TJ10.3 Statistical post-processing using reforecasts to improve medium-range renewable energy forecasts

Monday, 7 January 2013: 4:30 PM
Room 6A (Austin Convention Center)
Thomas M. Hamill, NOAA, Boulder, CO; and J. S. Whitaker and G. Bates

Statistical post-processing using reforecasts to improve medium-range renewable energy forecasts

Thomas M. Hamill, Jeffrey S. Whitaker, and Gary T. Bates

For renewable-energy forecasts, many of the crucial decisions are currently made hours to 1 day in advance. This is partly because to fit the existing decision process, e.g., “unit commitments.”

In the future it may be possible to provide skillful renewable weather forecast decision support guidance at far longer leads, e.g., week +2 solar and wind-energy potential forecasts. These might be used to estimate demand and plan for maintenance, say, to take turbines offline if the wind-energy generation potential is forecast to be much below average.

Given the inaccuracies in numerical weather forecast guidance due to chaotic growth of initial conditions, model error, and sampling error, statistical post-processing is an essential component in preparing decision support at these longer lead times. Statistical post-processing is much easier and more accurate when there is a long period of training data using the same model that is run operationally.

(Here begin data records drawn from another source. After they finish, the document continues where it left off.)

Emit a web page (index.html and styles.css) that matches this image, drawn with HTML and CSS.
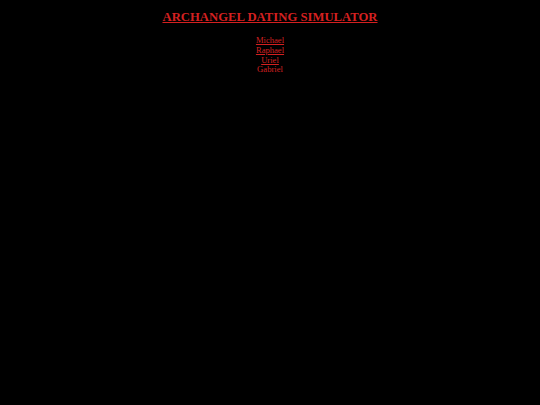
FILE: index.html
```html
<!DOCTYPE html>
<html>
<head>
<meta charset="utf-8">
<link rel="stylesheet" href="styles.css">
</head>
<body>
<h1 class="title"><a href="#">ARCHANGEL DATING SIMULATOR</a></h1>
<div class="menu">
<a href="#">Michael</a><br>
<a href="#">Raphael</a><br>
<a href="#">Uriel</a><br>
<span class="plain">Gabriel</span>
</div>
</body>
</html>
```
FILE: styles.css
```css
html, body { background: #000; }
body { margin: 8px; font-family: "Liberation Serif", serif; color: #d42020; }
.title { text-align: center; font-size: 12.7px; margin: 2px 0 11px; }
.title a { color: #d42020; }
.menu { text-align: center; font-size: 8.6px; line-height: 9.8px; }
.menu a { color: #d42020; }
.plain { color: #d42020; }
```
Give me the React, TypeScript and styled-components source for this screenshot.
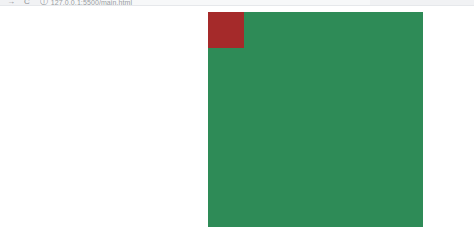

In this talk we will describe such a “reforecast” data set. Every day from late 1984 to present, 11-member global reforecasts were computed using the current (2012) operational version of the Global Ensemble Forecast System (GEFS). Forecasts extend to 16 days lead. As with the operational model, the forecasts were computed at T254L42 (about ½ degree grid spacing) in week 1 and T190L42 (about ¾-degree) in week 2. Data was archived every 3 h to 72 h, and every 6 h thereafter. 99 fields are freely available for fast download from NOAA/ESRL/PSD. A full data archive is maintained at the Department of Energy, where the data set was created. Prior to 2012, the Climate Forecast System Reanalysis supplied the control initial condition. Perturbed initial conditions were generated with the operational ensemble transform with rescaling technique. The talk will describe the data set in more detail, the download procedures, and then describe some simple applications for renewable energy forecasts, such as the use of the reforecasts for the calibration and statistical downscaling of real-time forecasts of wind and solar energy potential. We will sketch out some more speculative and creative applications of this data set.